What is required: Answer with a single number, the count of lines holding the word "this".
+ + + + + + +
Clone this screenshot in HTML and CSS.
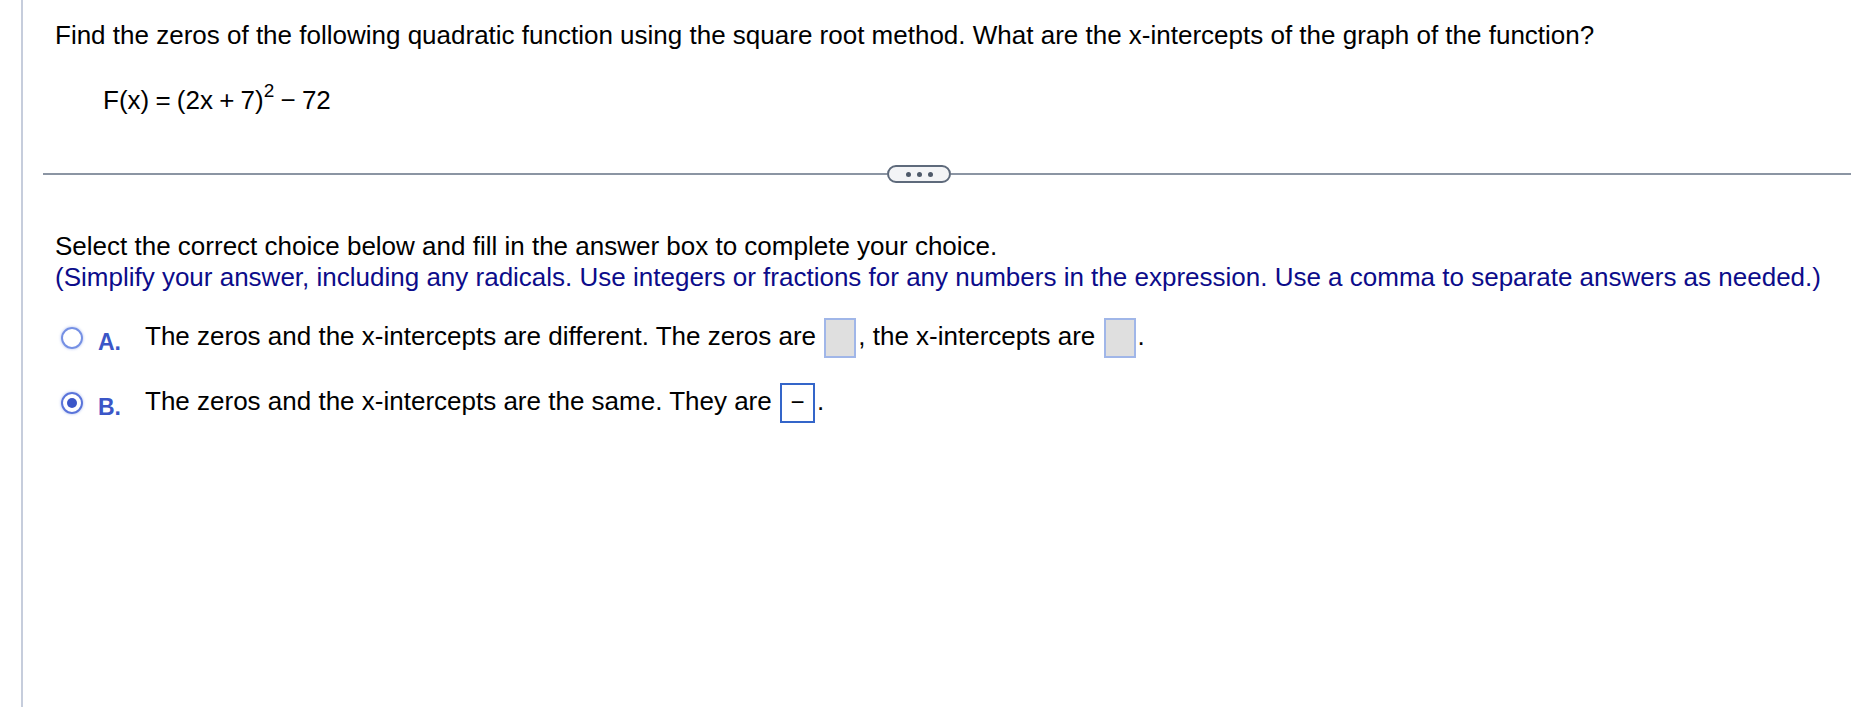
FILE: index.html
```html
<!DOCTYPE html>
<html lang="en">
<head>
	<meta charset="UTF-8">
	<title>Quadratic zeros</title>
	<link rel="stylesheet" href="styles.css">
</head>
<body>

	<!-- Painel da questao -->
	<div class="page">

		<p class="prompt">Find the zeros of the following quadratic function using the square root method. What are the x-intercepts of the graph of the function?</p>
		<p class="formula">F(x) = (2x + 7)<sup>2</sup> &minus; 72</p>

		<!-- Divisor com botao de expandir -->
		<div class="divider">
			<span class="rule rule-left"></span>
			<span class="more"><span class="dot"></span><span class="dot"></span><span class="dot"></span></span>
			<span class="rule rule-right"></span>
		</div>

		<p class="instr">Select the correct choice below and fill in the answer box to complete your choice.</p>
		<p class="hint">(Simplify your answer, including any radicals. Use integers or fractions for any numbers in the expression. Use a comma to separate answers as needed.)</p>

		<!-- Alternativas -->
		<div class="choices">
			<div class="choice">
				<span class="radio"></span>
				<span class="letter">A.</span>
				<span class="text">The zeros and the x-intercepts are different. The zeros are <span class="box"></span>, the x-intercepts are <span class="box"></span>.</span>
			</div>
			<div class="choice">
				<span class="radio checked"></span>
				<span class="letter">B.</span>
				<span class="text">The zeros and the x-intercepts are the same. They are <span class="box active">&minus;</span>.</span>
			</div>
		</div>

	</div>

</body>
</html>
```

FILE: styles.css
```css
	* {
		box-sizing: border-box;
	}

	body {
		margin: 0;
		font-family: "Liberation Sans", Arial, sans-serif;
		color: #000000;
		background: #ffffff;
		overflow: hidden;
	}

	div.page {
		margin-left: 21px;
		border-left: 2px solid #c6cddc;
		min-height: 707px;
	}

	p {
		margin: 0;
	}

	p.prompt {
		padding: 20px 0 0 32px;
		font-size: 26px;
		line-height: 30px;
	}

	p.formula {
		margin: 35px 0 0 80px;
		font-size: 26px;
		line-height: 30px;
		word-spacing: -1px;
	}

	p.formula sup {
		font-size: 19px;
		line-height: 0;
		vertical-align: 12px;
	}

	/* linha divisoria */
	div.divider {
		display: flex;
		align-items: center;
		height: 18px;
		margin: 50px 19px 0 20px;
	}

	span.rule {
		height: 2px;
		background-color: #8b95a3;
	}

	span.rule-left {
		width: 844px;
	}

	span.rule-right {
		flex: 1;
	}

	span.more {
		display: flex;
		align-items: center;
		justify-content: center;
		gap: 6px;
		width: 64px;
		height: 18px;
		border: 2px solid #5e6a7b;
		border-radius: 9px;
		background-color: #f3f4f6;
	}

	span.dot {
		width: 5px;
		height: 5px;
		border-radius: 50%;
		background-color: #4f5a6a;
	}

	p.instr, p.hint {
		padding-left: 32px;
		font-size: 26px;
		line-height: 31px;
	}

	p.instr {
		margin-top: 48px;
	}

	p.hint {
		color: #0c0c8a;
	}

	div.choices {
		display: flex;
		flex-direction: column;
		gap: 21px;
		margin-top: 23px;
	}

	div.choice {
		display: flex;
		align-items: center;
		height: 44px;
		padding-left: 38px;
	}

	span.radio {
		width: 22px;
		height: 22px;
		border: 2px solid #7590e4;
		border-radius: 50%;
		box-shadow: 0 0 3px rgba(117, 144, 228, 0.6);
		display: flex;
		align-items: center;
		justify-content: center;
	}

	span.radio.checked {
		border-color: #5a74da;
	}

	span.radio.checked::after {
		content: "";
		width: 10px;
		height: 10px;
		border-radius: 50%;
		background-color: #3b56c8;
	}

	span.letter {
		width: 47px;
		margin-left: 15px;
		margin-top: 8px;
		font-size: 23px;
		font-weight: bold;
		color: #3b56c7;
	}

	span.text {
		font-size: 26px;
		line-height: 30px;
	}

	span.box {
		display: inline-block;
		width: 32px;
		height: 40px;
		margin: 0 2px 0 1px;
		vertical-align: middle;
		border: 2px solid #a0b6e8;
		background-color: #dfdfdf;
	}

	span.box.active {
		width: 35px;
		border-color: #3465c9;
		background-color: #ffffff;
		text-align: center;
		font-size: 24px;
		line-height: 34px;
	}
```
+ + + + + + +
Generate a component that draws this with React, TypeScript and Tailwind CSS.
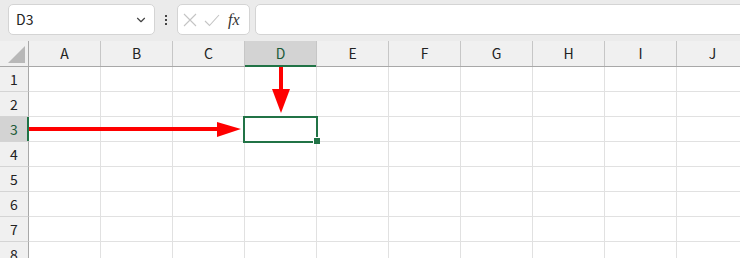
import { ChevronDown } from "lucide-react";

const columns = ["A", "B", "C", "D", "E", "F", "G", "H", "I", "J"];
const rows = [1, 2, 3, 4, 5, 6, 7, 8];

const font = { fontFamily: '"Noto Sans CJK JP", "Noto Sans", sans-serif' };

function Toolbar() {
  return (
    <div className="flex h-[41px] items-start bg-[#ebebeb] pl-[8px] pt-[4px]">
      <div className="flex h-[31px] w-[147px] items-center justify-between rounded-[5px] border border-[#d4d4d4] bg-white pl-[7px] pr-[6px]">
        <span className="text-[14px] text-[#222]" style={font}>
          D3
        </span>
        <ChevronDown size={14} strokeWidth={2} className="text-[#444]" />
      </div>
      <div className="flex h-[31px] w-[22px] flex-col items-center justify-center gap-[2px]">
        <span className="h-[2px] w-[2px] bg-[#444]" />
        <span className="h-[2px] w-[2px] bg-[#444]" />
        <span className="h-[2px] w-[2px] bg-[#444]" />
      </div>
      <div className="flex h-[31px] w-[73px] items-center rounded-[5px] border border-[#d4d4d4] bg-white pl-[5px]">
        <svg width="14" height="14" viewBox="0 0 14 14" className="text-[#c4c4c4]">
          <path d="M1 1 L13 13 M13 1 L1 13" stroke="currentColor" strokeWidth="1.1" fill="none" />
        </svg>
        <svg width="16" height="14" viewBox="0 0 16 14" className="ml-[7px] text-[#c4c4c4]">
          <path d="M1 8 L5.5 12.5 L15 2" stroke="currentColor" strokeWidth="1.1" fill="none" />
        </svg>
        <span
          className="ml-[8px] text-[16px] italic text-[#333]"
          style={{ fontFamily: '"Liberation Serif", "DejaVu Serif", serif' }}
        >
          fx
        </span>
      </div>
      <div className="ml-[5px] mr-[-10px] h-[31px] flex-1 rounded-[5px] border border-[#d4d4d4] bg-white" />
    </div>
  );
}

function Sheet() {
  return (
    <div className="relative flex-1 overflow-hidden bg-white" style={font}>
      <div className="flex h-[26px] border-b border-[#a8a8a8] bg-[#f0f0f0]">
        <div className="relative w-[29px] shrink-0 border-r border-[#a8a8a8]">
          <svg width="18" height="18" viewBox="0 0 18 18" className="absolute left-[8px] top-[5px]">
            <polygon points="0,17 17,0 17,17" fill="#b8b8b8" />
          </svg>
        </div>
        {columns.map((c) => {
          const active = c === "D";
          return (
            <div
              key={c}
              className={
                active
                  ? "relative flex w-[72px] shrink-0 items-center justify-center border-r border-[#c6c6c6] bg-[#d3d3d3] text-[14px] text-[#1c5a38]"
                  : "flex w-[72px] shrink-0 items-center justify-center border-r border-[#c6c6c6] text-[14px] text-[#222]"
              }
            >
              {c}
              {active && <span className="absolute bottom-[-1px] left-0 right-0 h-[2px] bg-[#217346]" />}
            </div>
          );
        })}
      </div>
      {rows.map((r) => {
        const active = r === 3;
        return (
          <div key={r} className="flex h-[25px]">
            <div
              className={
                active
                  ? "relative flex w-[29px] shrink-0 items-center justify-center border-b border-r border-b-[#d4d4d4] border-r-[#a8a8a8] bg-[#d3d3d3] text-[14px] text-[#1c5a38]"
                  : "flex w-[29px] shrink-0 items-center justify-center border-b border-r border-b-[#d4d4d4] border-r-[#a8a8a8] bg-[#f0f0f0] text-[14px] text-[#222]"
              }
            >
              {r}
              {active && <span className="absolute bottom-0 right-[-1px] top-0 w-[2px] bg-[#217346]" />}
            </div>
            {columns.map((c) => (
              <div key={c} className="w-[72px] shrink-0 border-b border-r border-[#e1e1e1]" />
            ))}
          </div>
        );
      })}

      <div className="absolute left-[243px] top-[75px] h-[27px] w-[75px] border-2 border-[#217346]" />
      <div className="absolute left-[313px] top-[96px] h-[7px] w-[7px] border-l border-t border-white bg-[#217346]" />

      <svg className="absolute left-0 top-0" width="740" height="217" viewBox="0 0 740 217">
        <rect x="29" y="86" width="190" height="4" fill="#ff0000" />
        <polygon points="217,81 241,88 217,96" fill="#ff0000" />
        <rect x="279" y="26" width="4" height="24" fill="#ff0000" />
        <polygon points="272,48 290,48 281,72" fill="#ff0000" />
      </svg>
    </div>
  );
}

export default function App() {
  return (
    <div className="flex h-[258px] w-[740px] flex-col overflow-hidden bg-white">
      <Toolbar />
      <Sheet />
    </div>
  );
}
+ + + + + + +
The output: 2